* **GIVEN EXERCISE**: Copy nothing but the text: reproduce each line of the listing exactly and leave the pictures out.

* **SOURCE DATA**:

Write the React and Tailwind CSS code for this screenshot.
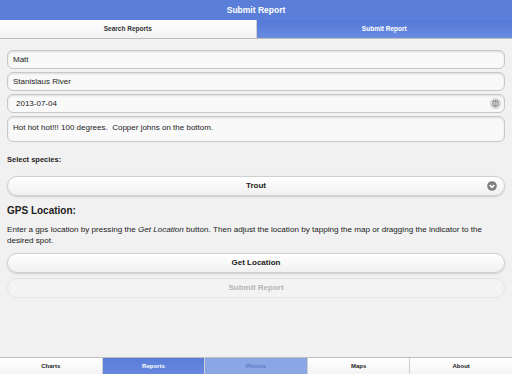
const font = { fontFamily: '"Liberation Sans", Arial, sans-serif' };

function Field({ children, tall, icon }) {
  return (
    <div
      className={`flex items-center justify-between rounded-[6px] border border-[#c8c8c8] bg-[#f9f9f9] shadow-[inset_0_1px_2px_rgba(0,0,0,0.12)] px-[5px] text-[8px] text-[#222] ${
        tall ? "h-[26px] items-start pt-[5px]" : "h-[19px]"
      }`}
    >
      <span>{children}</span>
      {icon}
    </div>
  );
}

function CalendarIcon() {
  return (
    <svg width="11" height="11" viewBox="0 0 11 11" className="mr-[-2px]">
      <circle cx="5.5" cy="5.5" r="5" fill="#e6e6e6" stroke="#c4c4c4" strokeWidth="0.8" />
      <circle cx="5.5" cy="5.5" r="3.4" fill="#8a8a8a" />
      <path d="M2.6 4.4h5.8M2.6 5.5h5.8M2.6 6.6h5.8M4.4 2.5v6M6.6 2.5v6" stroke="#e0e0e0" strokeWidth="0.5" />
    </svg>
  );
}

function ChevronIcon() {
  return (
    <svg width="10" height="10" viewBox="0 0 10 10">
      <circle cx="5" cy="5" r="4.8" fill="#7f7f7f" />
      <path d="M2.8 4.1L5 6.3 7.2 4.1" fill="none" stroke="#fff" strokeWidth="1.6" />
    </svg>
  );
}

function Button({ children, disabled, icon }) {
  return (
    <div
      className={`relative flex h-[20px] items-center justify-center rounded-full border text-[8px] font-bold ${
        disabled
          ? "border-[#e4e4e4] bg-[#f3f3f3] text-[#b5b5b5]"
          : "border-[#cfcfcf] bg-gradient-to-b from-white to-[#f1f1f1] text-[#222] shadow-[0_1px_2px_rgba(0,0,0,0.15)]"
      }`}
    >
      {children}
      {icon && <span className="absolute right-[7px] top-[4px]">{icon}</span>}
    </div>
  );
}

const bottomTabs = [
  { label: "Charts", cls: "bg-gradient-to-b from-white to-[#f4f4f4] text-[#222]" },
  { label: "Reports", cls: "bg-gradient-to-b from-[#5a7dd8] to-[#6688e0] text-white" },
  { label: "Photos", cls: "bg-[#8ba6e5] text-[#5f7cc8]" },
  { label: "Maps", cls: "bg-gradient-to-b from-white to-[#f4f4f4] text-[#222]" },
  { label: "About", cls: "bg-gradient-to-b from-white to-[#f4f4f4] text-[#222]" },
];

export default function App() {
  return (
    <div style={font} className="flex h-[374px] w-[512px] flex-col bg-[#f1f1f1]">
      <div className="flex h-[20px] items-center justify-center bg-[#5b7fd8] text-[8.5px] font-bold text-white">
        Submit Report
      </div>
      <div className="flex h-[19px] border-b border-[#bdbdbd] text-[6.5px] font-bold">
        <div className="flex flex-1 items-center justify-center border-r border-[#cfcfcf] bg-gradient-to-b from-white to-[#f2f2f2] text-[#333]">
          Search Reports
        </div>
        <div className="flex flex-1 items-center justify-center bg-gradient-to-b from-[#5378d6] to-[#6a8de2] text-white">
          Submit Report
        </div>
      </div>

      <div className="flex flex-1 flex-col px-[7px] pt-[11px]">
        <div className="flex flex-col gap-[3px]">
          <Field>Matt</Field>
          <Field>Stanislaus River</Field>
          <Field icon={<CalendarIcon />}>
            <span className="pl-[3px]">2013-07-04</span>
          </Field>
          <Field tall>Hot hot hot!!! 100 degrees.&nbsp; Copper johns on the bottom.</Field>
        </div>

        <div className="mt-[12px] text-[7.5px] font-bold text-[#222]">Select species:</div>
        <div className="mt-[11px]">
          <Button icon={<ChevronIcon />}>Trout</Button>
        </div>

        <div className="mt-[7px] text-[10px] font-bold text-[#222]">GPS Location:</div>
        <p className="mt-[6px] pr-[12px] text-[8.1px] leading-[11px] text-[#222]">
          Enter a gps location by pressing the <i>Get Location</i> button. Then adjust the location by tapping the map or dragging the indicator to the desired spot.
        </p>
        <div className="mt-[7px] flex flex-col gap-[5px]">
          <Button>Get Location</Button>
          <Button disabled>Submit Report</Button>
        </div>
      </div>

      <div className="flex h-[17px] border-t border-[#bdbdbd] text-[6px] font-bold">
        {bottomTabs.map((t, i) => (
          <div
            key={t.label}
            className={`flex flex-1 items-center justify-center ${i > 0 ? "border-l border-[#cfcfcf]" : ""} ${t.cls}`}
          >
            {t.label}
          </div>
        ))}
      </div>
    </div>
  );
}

* **SOLUTION FOR THIS EXERCISE**:
Write the React and Tailwind CSS code for this screenshot.
const font = { fontFamily: '"Liberation Sans", Arial, sans-serif' };

function Field({ children, tall, icon }) {
  return (
    <div
      className={`flex items-center justify-between rounded-[6px] border border-[#c8c8c8] bg-[#f9f9f9] shadow-[inset_0_1px_2px_rgba(0,0,0,0.12)] px-[5px] text-[8px] text-[#222] ${
        tall ? "h-[26px] items-start pt-[5px]" : "h-[19px]"
      }`}
    >
      <span>{children}</span>
      {icon}
    </div>
  );
}

function CalendarIcon() {
  return (
    <svg width="11" height="11" viewBox="0 0 11 11" className="mr-[-2px]">
      <circle cx="5.5" cy="5.5" r="5" fill="#e6e6e6" stroke="#c4c4c4" strokeWidth="0.8" />
      <circle cx="5.5" cy="5.5" r="3.4" fill="#8a8a8a" />
      <path d="M2.6 4.4h5.8M2.6 5.5h5.8M2.6 6.6h5.8M4.4 2.5v6M6.6 2.5v6" stroke="#e0e0e0" strokeWidth="0.5" />
    </svg>
  );
}

function ChevronIcon() {
  return (
    <svg width="10" height="10" viewBox="0 0 10 10">
      <circle cx="5" cy="5" r="4.8" fill="#7f7f7f" />
      <path d="M2.8 4.1L5 6.3 7.2 4.1" fill="none" stroke="#fff" strokeWidth="1.6" />
    </svg>
  );
}

function Button({ children, disabled, icon }) {
  return (
    <div
      className={`relative flex h-[20px] items-center justify-center rounded-full border text-[8px] font-bold ${
        disabled
          ? "border-[#e4e4e4] bg-[#f3f3f3] text-[#b5b5b5]"
          : "border-[#cfcfcf] bg-gradient-to-b from-white to-[#f1f1f1] text-[#222] shadow-[0_1px_2px_rgba(0,0,0,0.15)]"
      }`}
    >
      {children}
      {icon && <span className="absolute right-[7px] top-[4px]">{icon}</span>}
    </div>
  );
}

const bottomTabs = [
  { label: "Charts", cls: "bg-gradient-to-b from-white to-[#f4f4f4] text-[#222]" },
  { label: "Reports", cls: "bg-gradient-to-b from-[#5a7dd8] to-[#6688e0] text-white" },
  { label: "Photos", cls: "bg-[#8ba6e5] text-[#5f7cc8]" },
  { label: "Maps", cls: "bg-gradient-to-b from-white to-[#f4f4f4] text-[#222]" },
  { label: "About", cls: "bg-gradient-to-b from-white to-[#f4f4f4] text-[#222]" },
];

export default function App() {
  return (
    <div style={font} className="flex h-[374px] w-[512px] flex-col bg-[#f1f1f1]">
      <div className="flex h-[20px] items-center justify-center bg-[#5b7fd8] text-[8.5px] font-bold text-white">
        Submit Report
      </div>
      <div className="flex h-[19px] border-b border-[#bdbdbd] text-[6.5px] font-bold">
        <div className="flex flex-1 items-center justify-center border-r border-[#cfcfcf] bg-gradient-to-b from-white to-[#f2f2f2] text-[#333]">
          Search Reports
        </div>
        <div className="flex flex-1 items-center justify-center bg-gradient-to-b from-[#5378d6] to-[#6a8de2] text-white">
          Submit Report
        </div>
      </div>

      <div className="flex flex-1 flex-col px-[7px] pt-[11px]">
        <div className="flex flex-col gap-[3px]">
          <Field>Matt</Field>
          <Field>Stanislaus River</Field>
          <Field icon={<CalendarIcon />}>
            <span className="pl-[3px]">2013-07-04</span>
          </Field>
          <Field tall>Hot hot hot!!! 100 degrees.&nbsp; Copper johns on the bottom.</Field>
        </div>

        <div className="mt-[12px] text-[7.5px] font-bold text-[#222]">Select species:</div>
        <div className="mt-[11px]">
          <Button icon={<ChevronIcon />}>Trout</Button>
        </div>

        <div className="mt-[7px] text-[10px] font-bold text-[#222]">GPS Location:</div>
        <p className="mt-[6px] pr-[12px] text-[8.1px] leading-[11px] text-[#222]">
          Enter a gps location by pressing the <i>Get Location</i> button. Then adjust the location by tapping the map or dragging the indicator to the desired spot.
        </p>
        <div className="mt-[7px] flex flex-col gap-[5px]">
          <Button>Get Location</Button>
          <Button disabled>Submit Report</Button>
        </div>
      </div>

      <div className="flex h-[17px] border-t border-[#bdbdbd] text-[6px] font-bold">
        {bottomTabs.map((t, i) => (
          <div
            key={t.label}
            className={`flex flex-1 items-center justify-center ${i > 0 ? "border-l border-[#cfcfcf]" : ""} ${t.cls}`}
          >
            {t.label}
          </div>
        ))}
      </div>
    </div>
  );
}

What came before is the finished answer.